▶ To be done
In the entries below, find every line holding the string "with" and collect it.

▶ Available data

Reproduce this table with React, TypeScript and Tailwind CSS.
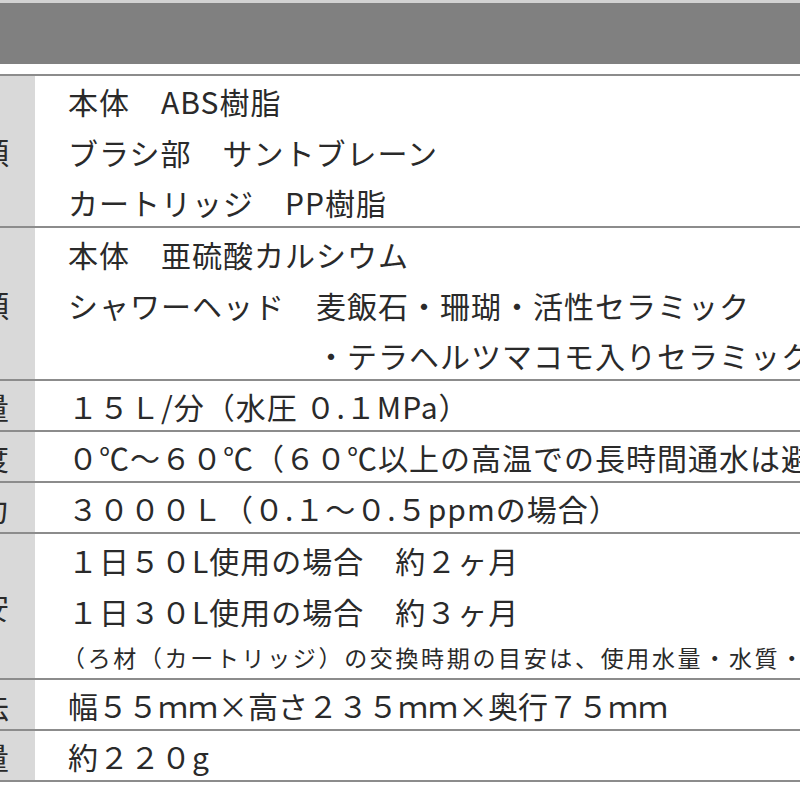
import React from "react";

const Line = ({ children, h = "h-[51px]" }: { children: React.ReactNode; h?: string }) => (
  <div className={`${h} flex items-center whitespace-nowrap`}>{children}</div>
);

const Row = ({ label, children }: { label: string; children: React.ReactNode }) => (
  <div className="flex border-b-2 border-[#8c8c8c]">
    <div className="w-[35px] shrink-0 bg-[#d9d9d9] overflow-hidden flex items-center justify-end pr-[25px]">
      <span className="whitespace-nowrap">{label}</span>
    </div>
    <div className="flex-1 min-w-0 pl-[33px] overflow-hidden">{children}</div>
  </div>
);

export default function App() {
  return (
    <div className="w-[800px] h-[800px] overflow-hidden bg-white text-[#2a2a2a] font-['Noto_Sans_CJK_JP',sans-serif] text-[30px] tracking-[1px] leading-none">
      <div className="h-[64px] border-t-[3px] border-[#d2d2d2] bg-[#808080]" />
      <div className="h-[10px]" />
      <div className="border-t-2 border-[#8c8c8c]">
        <Row label="材質の種類">
          <div className="-mt-[1px]">
            <Line>本体　ABS樹脂</Line>
            <Line>ブラシ部　サントブレーン</Line>
            <Line h="h-[49px]">カートリッジ　PP樹脂</Line>
          </div>
        </Row>
        <Row label="ろ材の種類">
          <Line>本体　亜硫酸カルシウム</Line>
          <div className="flex">
            <div className="whitespace-nowrap h-[51px] flex items-center">シャワーヘッド　</div>
            <div>
              <Line>麦飯石・珊瑚・活性セラミック</Line>
              <Line h="h-[49px]">・テラヘルツマコモ入りセラミック</Line>
            </div>
          </div>
        </Row>
        <Row label="定格流量">
          <Line h="h-[49px]">１５Ｌ/分（水圧 ０.１MPa）</Line>
        </Row>
        <Row label="使用温度">
          <Line h="h-[49px]">０℃～６０℃（６０℃以上の高温での長時間通水は避けてください）</Line>
        </Row>
        <Row label="ろ過能力">
          <Line h="h-[49px]">３０００Ｌ（０.１～０.５ppmの場合）</Line>
        </Row>
        <Row label="交換の目安">
          <Line>１日５０L使用の場合　約２ヶ月</Line>
          <Line>１日３０L使用の場合　約３ヶ月</Line>
          <Line h="h-[42px]">
            <span className="text-[23px] tracking-[2.65px] -ml-[6px]">（ろ材（カートリッジ）の交換時期の目安は、使用水量・水質・水温により異なります）</span>
          </Line>
        </Row>
        <Row label="寸法">
          <Line h="h-[49px]">
            <span className="tracking-[0px]">幅５５ｍｍ×高さ２３５ｍｍ×奥行７５ｍｍ</span>
          </Line>
        </Row>
        <Row label="重量">
          <Line h="h-[49px]">約２２０g</Line>
        </Row>
      </div>
    </div>
  );
}
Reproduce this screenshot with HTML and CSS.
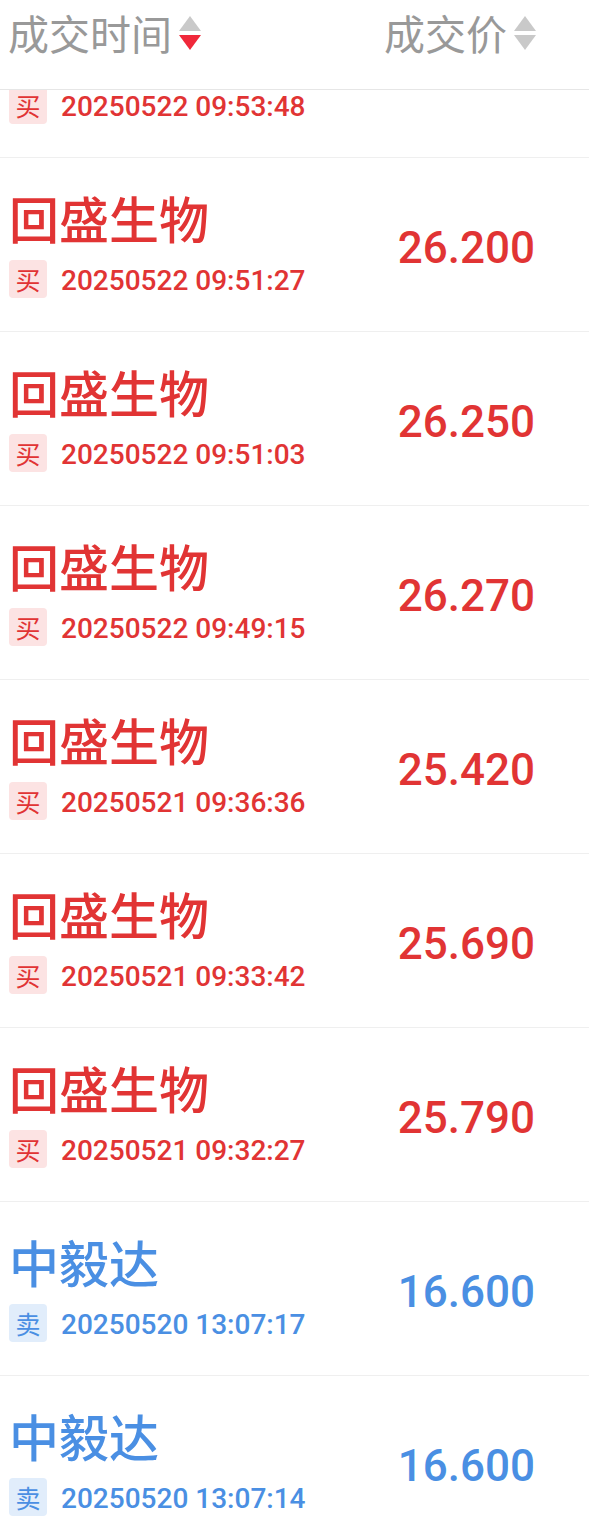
FILE: index.html
```html
<!DOCTYPE html>
<html lang="zh-CN">
<head>
    <meta charset="UTF-8">
    <meta name="viewport" content="width=device-width, initial-scale=1.0">
    <title>成交记录</title>
    <link rel="stylesheet" href="styles.css">
</head>
<body>

    <div class="page">
        <!-- 表头 -->
        <div class="table-head">
            <div class="head-cell">
                <span>成交时间</span>
                <svg class="sort" viewBox="0 0 22 36" width="22" height="36">
                    <polygon points="11,0 22,15 0,15" fill="#c9c9c9"/>
                    <polygon points="0,19 22,19 11,34" fill="#f0283a"/>
                </svg>
            </div>
            <div class="head-cell">
                <span>成交价</span>
                <svg class="sort" viewBox="0 0 22 36" width="22" height="36">
                    <polygon points="11,0 22,15 0,15" fill="#c9c9c9"/>
                    <polygon points="0,19 22,19 11,34" fill="#c9c9c9"/>
                </svg>
            </div>
        </div>

        <!-- 列表（已滚动） -->
        <div class="list-window">
            <div class="list">
                <div class="row buy">
                    <div class="info">
                        <div class="name">回盛生物</div>
                        <div class="meta"><span class="tag">买</span><span class="time">20250522 09:53:48</span></div>
                    </div>
                    <div class="price">26.300</div>
                </div>
                <div class="row buy">
                    <div class="info">
                        <div class="name">回盛生物</div>
                        <div class="meta"><span class="tag">买</span><span class="time">20250522 09:51:27</span></div>
                    </div>
                    <div class="price">26.200</div>
                </div>
                <div class="row buy">
                    <div class="info">
                        <div class="name">回盛生物</div>
                        <div class="meta"><span class="tag">买</span><span class="time">20250522 09:51:03</span></div>
                    </div>
                    <div class="price">26.250</div>
                </div>
                <div class="row buy">
                    <div class="info">
                        <div class="name">回盛生物</div>
                        <div class="meta"><span class="tag">买</span><span class="time">20250522 09:49:15</span></div>
                    </div>
                    <div class="price">26.270</div>
                </div>
                <div class="row buy">
                    <div class="info">
                        <div class="name">回盛生物</div>
                        <div class="meta"><span class="tag">买</span><span class="time">20250521 09:36:36</span></div>
                    </div>
                    <div class="price">25.420</div>
                </div>
                <div class="row buy">
                    <div class="info">
                        <div class="name">回盛生物</div>
                        <div class="meta"><span class="tag">买</span><span class="time">20250521 09:33:42</span></div>
                    </div>
                    <div class="price">25.690</div>
                </div>
                <div class="row buy">
                    <div class="info">
                        <div class="name">回盛生物</div>
                        <div class="meta"><span class="tag">买</span><span class="time">20250521 09:32:27</span></div>
                    </div>
                    <div class="price">25.790</div>
                </div>
                <div class="row sell">
                    <div class="info">
                        <div class="name">中毅达</div>
                        <div class="meta"><span class="tag">卖</span><span class="time">20250520 13:07:17</span></div>
                    </div>
                    <div class="price">16.600</div>
                </div>
                <div class="row sell">
                    <div class="info">
                        <div class="name">中毅达</div>
                        <div class="meta"><span class="tag">卖</span><span class="time">20250520 13:07:14</span></div>
                    </div>
                    <div class="price">16.600</div>
                </div>
            </div>
        </div>
    </div>

</body>
</html>
```

FILE: styles.css
```css
body {
    margin: 0;
    background-color: #ffffff;
    font-family: Roboto, "Noto Sans CJK SC", sans-serif;
}

.page {
    height: 1519px;
    display: flex;
    flex-direction: column;
    overflow: hidden;
}

.table-head {
    display: flex;
    justify-content: space-between;
    align-items: flex-start;
    height: 90px;
    box-sizing: border-box;
    padding: 3px 53px 0 8px;
    border-bottom: 1px solid #e6e6e6;
    flex-shrink: 0;
}

.head-cell {
    display: flex;
    align-items: center;
    gap: 7px;
    font-family: "Noto Sans CJK SC", sans-serif;
    font-size: 41px;
    line-height: 58px;
    color: #999999;
}

.sort {
    display: block;
    margin-top: 3px;
}

.list-window {
    flex: 1;
    overflow: hidden;
}

.list {
    margin-top: -106px;
}

.row {
    display: flex;
    justify-content: space-between;
    align-items: center;
    height: 174px;
    box-sizing: border-box;
    padding: 0 54px 0 9px;
    border-bottom: 1px solid #efefef;
}

.info {
    display: flex;
    flex-direction: column;
    align-self: flex-start;
    padding-top: 34px;
}

.name {
    font-family: "Noto Sans CJK SC", sans-serif;
    font-size: 50px;
    font-weight: 500;
    line-height: 50px;
}

.meta {
    display: flex;
    align-items: flex-start;
    gap: 14px;
    margin-top: 18px;
}

.tag {
    display: flex;
    align-items: center;
    justify-content: center;
    width: 38px;
    height: 38px;
    border-radius: 4px;
    font-family: "Noto Sans CJK SC", sans-serif;
    font-size: 25px;
}

.time {
    font-size: 28px;
    font-weight: 500;
    line-height: 38px;
    padding-top: 2px;
}

.price {
    font-size: 44px;
    font-weight: 500;
    padding-top: 7px;
}

.buy .name, .buy .time, .buy .price {
    color: #e13434;
}

.buy .tag {
    background-color: #fce3e3;
    color: #e13434;
}

.sell .name, .sell .time, .sell .price {
    color: #4a8fe3;
}

.sell .tag {
    background-color: #e1edfb;
    color: #4a8fe3;
}
```
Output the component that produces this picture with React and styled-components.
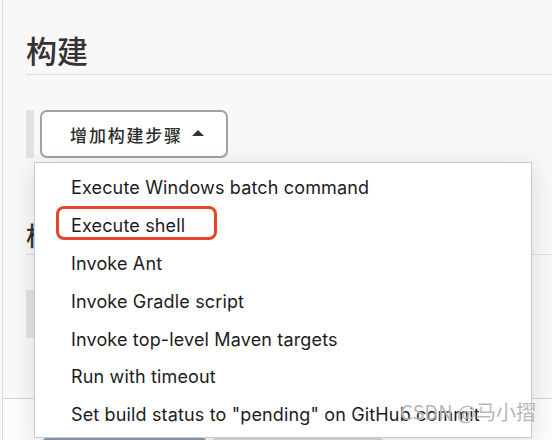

▶ Reply
Reproduce this table with React, TypeScript and Tailwind CSS.
Reproduce this screenshot with HTML and CSS.
Output the component that produces this picture with React and styled-components.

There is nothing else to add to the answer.